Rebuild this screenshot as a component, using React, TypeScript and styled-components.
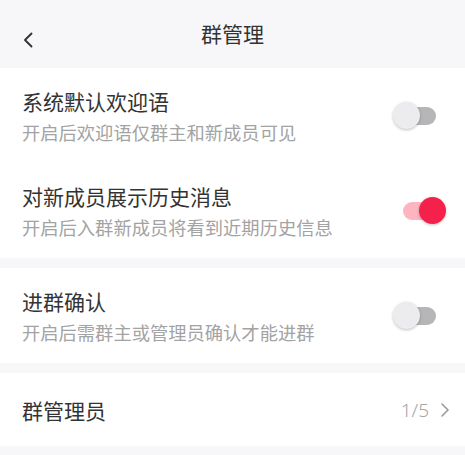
import { useState } from "react";
import styled, { createGlobalStyle } from "styled-components";

const GlobalStyle = createGlobalStyle`
  html, body {
    margin: 0;
    padding: 0;
    background: #f7f7f9;
    font-family: "Noto Sans CJK SC", "Noto Sans", sans-serif;
  }
`;

const Page = styled.div`
  width: 465px;
  min-height: 455px;
  background: #f7f7f9;
  display: flex;
  flex-direction: column;
  gap: 10px;
`;

const Header = styled.div`
  height: 68px;
  display: flex;
  align-items: center;
  justify-content: center;
  position: relative;
  background: #f7f7f9;
`;

const BackButton = styled.button`
  position: absolute;
  left: 19px;
  top: 30px;
  width: 18px;
  height: 20px;
  padding: 0;
  border: none;
  background: none;
  display: flex;
  align-items: center;
  justify-content: center;
`;

const Title = styled.div`
  font-size: 21px;
  line-height: 28px;
  color: #333;
  margin-top: -2px;
`;

const Card = styled.div`
  background: #fff;
  display: flex;
  flex-direction: column;
`;

const Row = styled.div<{ $height: number }>`
  height: ${({ $height }) => $height}px;
  display: flex;
  align-items: center;
  justify-content: space-between;
  padding: 0 19px 0 22px;
`;

const TextBlock = styled.div`
  display: flex;
  flex-direction: column;
  gap: 4px;
`;

const RowTitle = styled.div`
  font-size: 21px;
  line-height: 28px;
  color: #333;
`;

const RowSub = styled.div`
  font-size: 18.3px;
  line-height: 26px;
  color: #a3a3a3;
`;

const SwitchBox = styled.button<{ $on: boolean }>`
  position: relative;
  width: 53px;
  height: 27px;
  padding: 0;
  border: none;
  background: none;
  display: flex;
  align-items: center;
  justify-content: ${({ $on }) => ($on ? "flex-end" : "flex-start")};

  &::before {
    content: "";
    position: absolute;
    left: 10px;
    right: 10px;
    top: 4.5px;
    height: 18px;
    border-radius: 9px;
    background: ${({ $on }) => ($on ? "#fdb5c1" : "#b6b6b8")};
  }
`;

const Knob = styled.span<{ $on: boolean }>`
  position: relative;
  width: 27px;
  height: 27px;
  border-radius: 50%;
  background: ${({ $on }) => ($on ? "#f4224a" : "#ececee")};
  box-shadow: 0 1px 3px rgba(0, 0, 0, 0.25);
`;

const Extra = styled.div`
  display: flex;
  align-items: center;
  gap: 11px;
  margin-right: -4px;
`;

const Count = styled.span`
  font-family: "Noto Sans", sans-serif;
  font-size: 19px;
  font-weight: 300;
  color: #a6a6a6;
`;

function Switch({ initial }: { initial: boolean }) {
  const [on, setOn] = useState(initial);
  return (
    <SwitchBox $on={on} onClick={() => setOn(!on)}>
      <Knob $on={on} />
    </SwitchBox>
  );
}

const settings = [
  [
    { title: "系统默认欢迎语", sub: "开启后欢迎语仅群主和新成员可见", on: false },
    { title: "对新成员展示历史消息", sub: "开启后入群新成员将看到近期历史信息", on: true },
  ],
  [{ title: "进群确认", sub: "开启后需群主或管理员确认才能进群", on: false }],
];

export default function App() {
  return (
    <>
      <GlobalStyle />
      <Page>
        <Header>
          <BackButton>
            <svg width="12" height="16" viewBox="0 0 12 16">
              <polyline points="9.5,1.5 3,8 9.5,14.5" fill="none" stroke="#333" strokeWidth="1.9" strokeLinecap="round" strokeLinejoin="round" />
            </svg>
          </BackButton>
          <Title>群管理</Title>
        </Header>
        {settings.map((group, i) => (
          <Card key={i} style={i === 0 ? { marginTop: -10 } : undefined}>
            {group.map(item => (
              <Row $height={95} key={item.title}>
                <TextBlock>
                  <RowTitle>{item.title}</RowTitle>
                  <RowSub>{item.sub}</RowSub>
                </TextBlock>
                <Switch initial={item.on} />
              </Row>
            ))}
          </Card>
        ))}
        <Card>
          <Row $height={73}>
            <RowTitle>群管理员</RowTitle>
            <Extra>
              <Count>1/5</Count>
              <svg width="10" height="14" viewBox="0 0 10 14">
                <polyline points="2,1 8,7 2,13" fill="none" stroke="#9a9a9a" strokeWidth="1.6" strokeLinecap="round" strokeLinejoin="round" />
              </svg>
            </Extra>
          </Row>
        </Card>
      </Page>
    </>
  );
}
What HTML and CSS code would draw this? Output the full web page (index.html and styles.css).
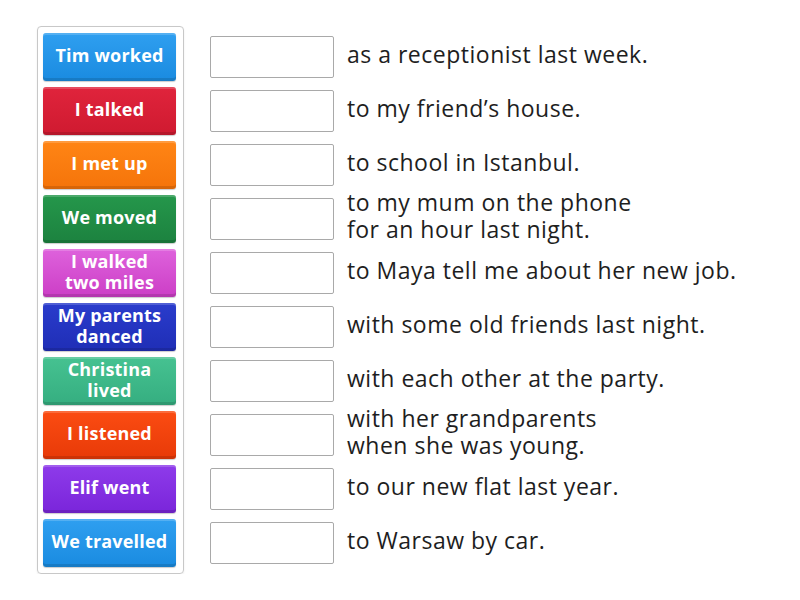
FILE: index.html
```html
<!DOCTYPE html>
<html>
<head>
<meta charset="utf-8">
<link rel="stylesheet" href="styles.css">
</head>
<body>
<div class="page">
  <div class="card">
    <div class="tile c-blue">Tim worked</div>
    <div class="tile c-red">I talked</div>
    <div class="tile c-orange">I met up</div>
    <div class="tile c-green">We moved</div>
    <div class="tile c-pink">I walked<br>two miles</div>
    <div class="tile c-navy">My parents<br>danced</div>
    <div class="tile c-teal">Christina<br>lived</div>
    <div class="tile c-vermilion">I listened</div>
    <div class="tile c-purple">Elif went</div>
    <div class="tile c-blue">We travelled</div>
  </div>
  <div class="rows">
    <div class="row"><div class="slot"></div><div class="phrase">as a receptionist last week.</div></div>
    <div class="row"><div class="slot"></div><div class="phrase">to my friend’s house.</div></div>
    <div class="row"><div class="slot"></div><div class="phrase">to school in Istanbul.</div></div>
    <div class="row"><div class="slot"></div><div class="phrase">to my mum on the phone<br>for an hour last night.</div></div>
    <div class="row"><div class="slot"></div><div class="phrase">to Maya tell me about her new job.</div></div>
    <div class="row"><div class="slot"></div><div class="phrase">with some old friends last night.</div></div>
    <div class="row"><div class="slot"></div><div class="phrase">with each other at the party.</div></div>
    <div class="row"><div class="slot"></div><div class="phrase">with her grandparents<br>when she was young.</div></div>
    <div class="row"><div class="slot"></div><div class="phrase">to our new flat last year.</div></div>
    <div class="row"><div class="slot"></div><div class="phrase">to Warsaw by car.</div></div>
  </div>
</div>
</body>
</html>
```

FILE: styles.css
```css
html, body {
  margin: 0;
  padding: 0;
  background: #ffffff;
}

.page {
  display: flex;
  align-items: flex-start;
  padding: 26px 0 0 37px;
  font-family: "Open Sans", "Liberation Sans", sans-serif;
}

.card {
  display: flex;
  flex-direction: column;
  gap: 6px;
  width: 134px;
  padding: 6px 6px 6px 5px;
  border: 1px solid #c8c8c8;
  border-radius: 4px;
  box-shadow: 0 1px 2px rgba(0,0,0,0.08);
}

.tile {
  box-sizing: border-box;
  height: 48px;
  width: 133px;
  padding-bottom: 3px;
  display: flex;
  align-items: center;
  justify-content: center;
  text-align: center;
  color: #ffffff;
  font-weight: 700;
  font-size: 18px;
  letter-spacing: 0.2px;
  line-height: 21px;
  border-radius: 3px;
  box-shadow: inset 0 2px 0 rgba(255,255,255,0.18), inset 0 -3px 0 rgba(0,0,0,0.12), 0 1px 1px rgba(0,0,0,0.2);
}

.c-blue { background: linear-gradient(#2f9ff0, #1a8be0); }
.c-red { background: linear-gradient(#e0243c, #cf1a30); }
.c-orange { background: linear-gradient(#ff8515, #f5740a); }
.c-green { background: linear-gradient(#25974b, #1c823f); }
.c-pink { background: linear-gradient(#de62dc, #cc3ec6); }
.c-navy { background: linear-gradient(#2a3ccc, #1f2eb6); }
.c-teal { background: linear-gradient(#46c291, #35ae80); }
.c-vermilion { background: linear-gradient(#fb4c12, #e83a08); }
.c-purple { background: linear-gradient(#8e3bea, #7a25da); }

.rows {
  display: flex;
  flex-direction: column;
  gap: 6px;
  padding-top: 7px;
  margin-left: 26px;
}

.row {
  height: 48px;
  display: flex;
  align-items: center;
}

.slot {
  box-sizing: border-box;
  width: 124px;
  height: 42px;
  border: 1px solid #a9a9a9;
  border-radius: 2px;
  background: #ffffff;
  flex: none;
}

.phrase {
  margin-left: 13px;
  padding-bottom: 6px;
  font-size: 23px;
  letter-spacing: 0.5px;
  line-height: 27px;
  color: #1e1e1e;
  white-space: nowrap;
}
```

**Task statement**
In the listing above, count each line that holds the string "index". Give the number only.

**Exercise answer**
2